Despite the handsome main drag in Lake Worth, full of nice restaurants and coffee shops, two blocks away, the streets denoted by letters of the alphabet (A Street, B Street, C Street) are simply devastated. Even some of the shopping centers and commercial buildings off the main drag are in foreclosure. “It’s like a flu spread through and everybody had to leave,” Szymoniak remarked. Practically all of the residential neighborhoods resemble a distressed city after a hurricane, with the landscape seeking to reclaim the properties. In fact, some are covered with FEMA tarps from hurricanes dating back to 2007 and 2008.
Sometimes, neighborhood watch cuts the grass so nobody can tell what’s abandoned. But it’s hard to hide the signals; a number of these homes have been vacant for at least five years. Some have cars in the driveway, which serve as combination storage lockers/makeshift homes. If the lights are on inside the house during the day, they’re probably on all year round.
“This is the vigil house,” Szymoniak says, stopping at a white house with yellow trim on North B Street, which often served as the meeting point for rallies to stop foreclosures. It’s owned by Deutsche Bank, and was featured in an hourlong story on the foreclosure crisis for German television. Boards cover every window, though the satellite dish remains. At one point it sold for $250,000.
The inflated sale prices present a serious problem for rehabilitating the community. Ninety percent of these properties are tied up in mortgage-backed trusts for large sums (“When you look them up, you’re just so amazed,” Szymoniak says), and the trustees don’t want to book the losses. So instead of selling off the old inventory, they hold onto it, hoping in vain for price appreciation or just wanting to avoid the reckoning. “If you have to keep investors thinking that you have a $300,000 property,” Szymoniak remarked, “and you want to carry it on the books for as long as you possibly can, then you don’t put it on the market, you just hold it back, and you let it go on forever.”
Recently, a few "For Sale" and "For Rent" signs have come back to the neighborhood, though just as prevalent are signs that border on desperate (“Aggressively Priced!”). In particular, speculators are buying in Strawberry Lakes, which was envisioned as more of a middle-class community.

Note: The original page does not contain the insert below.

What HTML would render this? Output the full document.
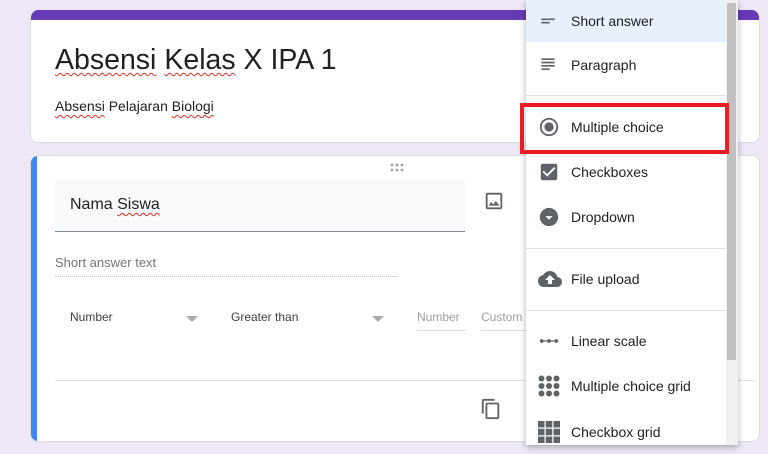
<!DOCTYPE html>
<html><head><style>
body{margin:0;width:768px;height:445px;overflow:hidden;background:#ede7f6;font-family:"Liberation Sans",sans-serif;position:relative}
.abs{position:absolute}
.card{background:#fff;border-radius:8px;border:1px solid #dadce0;box-sizing:border-box}
.t{color:#202124;font-size:14px;white-space:nowrap}
.sq{text-decoration:underline wavy #d93025;text-decoration-thickness:1px;text-underline-offset:3px}
.mi{position:absolute;left:0;width:200px;height:44px}
.mi span{position:absolute;left:45px;top:50%;transform:translateY(-50%);font-size:14px;color:#202124}
.mi svg{position:absolute;left:12px;top:50%;transform:translateY(-50%)}
</style></head><body>
<div class="abs card" style="left:30px;top:10px;width:730px;height:133px;overflow:hidden;border-top:none">
 <div class="abs" style="left:0;top:0;width:100%;height:10px;background:#673ab7"></div>
 <div class="abs" style="left:24px;top:34px;font-size:28.5px;color:#202124"><span class="sq">Absensi</span> <span class="sq">Kelas</span> X IPA 1</div>
 <div class="abs t" style="left:24px;top:88px"><span class="sq">Absensi</span> Pelajaran <span class="sq">Biologi</span></div>
</div>
<div class="abs card" style="left:30px;top:155px;width:730px;height:287px;overflow:hidden">
 <div class="abs" style="left:0;top:0;width:6px;height:100%;background:#4285f4"></div>
 <svg class="abs" style="left:359px;top:7px" width="14" height="9" viewBox="0 0 14 9"><g fill="#9aa0a6"><circle cx="2" cy="2" r="1.4"/><circle cx="7" cy="2" r="1.4"/><circle cx="12" cy="2" r="1.4"/><circle cx="2" cy="7" r="1.4"/><circle cx="7" cy="7" r="1.4"/><circle cx="12" cy="7" r="1.4"/></g></svg>
 <div class="abs" style="left:24px;top:23px;width:410px;height:52px;background:#f8f9fa;border-bottom:1px solid #80868b"></div>
 <div class="abs" style="left:39px;top:40px;font-size:16px;color:#202124">Nama <span class="sq">Siswa</span></div>
 <svg class="abs" style="left:452px;top:34px" width="22" height="22" viewBox="0 0 24 24"><path fill="#5f6368" d="M19 3H5c-1.1 0-2 .9-2 2v14c0 1.1.9 2 2 2h14c1.1 0 2-.9 2-2V5c0-1.1-.9-2-2-2zm0 16H5V5h14v14zm-5-7l-3 3.72L9 13l-3 4h12l-4-5z"/></svg>
 <div class="abs" style="left:24px;top:99px;font-size:13px;color:#70757a">Short answer text</div>
 <div class="abs" style="left:24px;top:120px;width:342px;border-top:1px dotted #bdc1c6"></div>
 <div class="abs" style="left:39px;top:154px;font-size:12px;color:#3c4043">Number</div>
 <div class="abs" style="left:155px;top:160px;border:6px solid transparent;border-top:6px solid #a8abaf;border-bottom:0"></div>
 <div class="abs" style="left:200px;top:154px;font-size:12px;color:#3c4043">Greater than</div>
 <div class="abs" style="left:341px;top:160px;border:6px solid transparent;border-top:6px solid #a8abaf;border-bottom:0"></div>
 <div class="abs" style="left:386px;top:154px;font-size:12px;color:#9aa0a6;width:49px;height:20px;border-bottom:1px solid #dadce0">Number</div>
 <div class="abs" style="left:450px;top:154px;font-size:12px;color:#9aa0a6;width:60px;height:20px;border-bottom:1px solid #dadce0">Custom</div>
 <div class="abs" style="left:24px;top:224px;width:700px;border-top:1px solid #e0e0e0"></div>
 <svg class="abs" style="left:449px;top:242px" width="22" height="22" viewBox="0 0 24 24"><path fill="#5f6368" d="M16 1H4c-1.1 0-2 .9-2 2v14h2V3h12V1zm3 4H8c-1.1 0-2 .9-2 2v14c0 1.1.9 2 2 2h11c1.1 0 2-.9 2-2V7c0-1.1-.9-2-2-2zm0 16H8V7h11v14z"/></svg>
</div>
<div class="abs" style="left:526px;top:0;width:212px;height:445px;background:#fff;box-shadow:0 2px 6px rgba(0,0,0,.3)">
 <div class="abs" style="left:200px;top:0;width:12px;height:445px;background:#f1f1f1"></div>
 <div class="abs" style="left:201px;top:3px;width:9px;height:357px;background:#c1c1c1"></div>
 <div class="mi" style="top:0;height:42px;background:#e8f0fe"><svg width="20" height="20" viewBox="0 0 24 24"><path fill="#5f6368" d="M4 9h16v2H4zm0 4h10v2H4z"/></svg><span>Short answer</span></div>
 <div class="mi" style="top:43px"><svg width="20" height="20" viewBox="0 0 24 24"><path fill="#5f6368" d="M4 4h16v2H4zm0 4h16v2H4zm0 4h16v2H4zm0 4h10v2H4z"/></svg><span>Paragraph</span></div>
 <div class="abs" style="left:0;top:95px;width:200px;border-top:1px solid #e0e0e0"></div>
 <div class="mi" style="top:105px"><svg width="22" height="22" viewBox="0 0 24 24"><path fill="#5f6368" d="M12 7c-2.76 0-5 2.24-5 5s2.24 5 5 5 5-2.24 5-5-2.24-5-5-5zm0-5C6.48 2 2 6.480 2 12s4.48 10 10 10 10-4.48 10-10S17.52 2 12 2zm0 18c-4.42 0-8-3.58-8-8s3.58-8 8-8 8 3.58 8 8-3.58 8-8 8z"/></svg><span>Multiple choice</span></div>
 <div class="mi" style="top:150px"><svg width="22" height="22" viewBox="0 0 24 24"><path fill="#5f6368" d="M19 3H5c-1.11 0-2 .9-2 2v14c0 1.1.89 2 2 2h14c1.11 0 2-.9 2-2V5c0-1.1-.89-2-2-2zm-9 14l-5-5 1.41-1.41L10 14.17l7.59-7.59L19 8l-9 9z"/></svg><span>Checkboxes</span></div>
 <div class="mi" style="top:195px"><svg width="22" height="22" viewBox="0 0 24 24"><path fill="#5f6368" d="M12 2C6.48 2 2 6.48 2 12s4.48 10 10 10 10-4.480 10-10S17.52 2 12 2zm0 13l-4-4h8z"/></svg><span>Dropdown</span></div>
 <div class="abs" style="left:0;top:248px;width:200px;border-top:1px solid #e0e0e0"></div>
 <div class="mi" style="top:257px"><svg width="24" height="24" viewBox="0 0 24 24"><path fill="#5f6368" d="M19.35 10.04C18.67 6.59 15.64 4 12 4 9.11 4 6.6 5.64 5.35 8.04 2.34 8.36 0 10.91 0 14c0 3.31 2.69 6 6 6h13c2.76 0 5-2.24 5-5 0-2.64-2.05-4.78-4.65-4.96zM14 13v4h-4v-4H7l5-5 5 5h-3z"/></svg><span>File upload</span></div>
 <div class="abs" style="left:0;top:310px;width:200px;border-top:1px solid #e0e0e0"></div>
 <div class="mi" style="top:319px"><svg width="22" height="22" viewBox="0 0 24 24"><g fill="#5f6368"><circle cx="4" cy="12" r="2"/><circle cx="12" cy="12" r="2"/><circle cx="20" cy="12" r="2"/><rect x="4" y="11.3" width="16" height="1.4"/></g></svg><span>Linear scale</span></div>
 <div class="mi" style="top:364px"><svg width="22" height="22" viewBox="0 0 22 22"><g fill="#5f6368"><circle cx="3.5" cy="3.5" r="3"/><circle cx="11" cy="3.5" r="3"/><circle cx="18.5" cy="3.5" r="3"/><circle cx="3.5" cy="11" r="3"/><circle cx="11" cy="11" r="3"/><circle cx="18.5" cy="11" r="3"/><circle cx="3.5" cy="18.5" r="3"/><circle cx="11" cy="18.5" r="3"/><circle cx="18.5" cy="18.5" r="3"/></g></svg><span>Multiple choice grid</span></div>
 <div class="mi" style="top:410px"><svg width="22" height="22" viewBox="0 0 22 22"><g fill="#5f6368"><rect x="0" y="0" width="6.5" height="6.5"/><rect x="7.75" y="0" width="6.5" height="6.5"/><rect x="15.5" y="0" width="6.5" height="6.5"/><rect x="0" y="7.75" width="6.5" height="6.5"/><rect x="7.75" y="7.75" width="6.5" height="6.5"/><rect x="15.5" y="7.75" width="6.5" height="6.5"/><rect x="0" y="15.5" width="6.5" height="6.5"/><rect x="7.75" y="15.5" width="6.5" height="6.5"/><rect x="15.5" y="15.5" width="6.5" height="6.5"/></g></svg><span>Checkbox grid</span></div>
</div>
<div class="abs" style="left:520px;top:103px;width:209px;height:51px;border:4px solid #ed1c24;box-sizing:border-box"></div>
</body></html>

Some single-family units have turned over into rental properties, and the investors plan to profit off the rental revenue streams and flip them in a few years when prices come back. But Szymoniak thinks the new signs are actually a bad indicator, because the deals were typically done off-list through short sales. The reemergence of advertising means that inventory has started to build up again. Moreover, the hopes of high resale values are chimerical. “They think they can resell these properties, but they can’t,” she said. “Not at the profits they think they can.”
The holdouts in subdivisions like Strawberry Lakes tend to be seniors with nowhere to go, sometimes holding on by purchasing reverse mortgages. But even they struggle. One feature of the neighborhood is the Saturday morning garage sales, from people stuck and trying to make cash for bills. So the remaining residents in the community are not likely to be here for the long haul.
Back on the alphabet streets, we pass a nice shotgun house, with new construction and a fresh coat of paint. Lake Worth has received a notable amount of redevelopment money, and has tried to fix up a number of properties. But there’s not enough cash to deal with all the devastation. “It takes so much money to make this work because you have to do so many houses on a single street,” Szymoniak said. Instead of a full makeover, you see a new house wedged in between two vacant, boarded-up properties, and you wonder who would ever make the decision to live there.
There’s been a lot of chatter lately about what to do with these communities that remain victimized by the foreclosure crisis. Recently, the city of Richmond, California decided to press forward with a long-discussed and controversial eminent domain program, attempting to acquire several hundred properties below market value and resell them to the homeowners. Another plan that invites less constitutional challenges comes from a community development financial institution called Boston Community Capital, which simply buys houses directly and resells to the borrower at an affordable rate. But both of these alternatives tend to assume existing occupants in the homes. Cities like Lake Worth, with its spate of abandoned properties, have a much bigger problem. It should theoretically be easy to attract residents back to the community; the county has a significant homeless problem (more than 2,000 school-age homeless children), and matching those individuals to available, affordable housing would make a lot of sense. But getting the trusts to relinquish the properties, getting them rehabbed, and getting them into the hands of people who choose to live there has proven too difficult so far.
“It doesn’t make me think any of this is going to get better,” Lynn Szymoniak says, wearily. “There’s just so much that needs to be done.”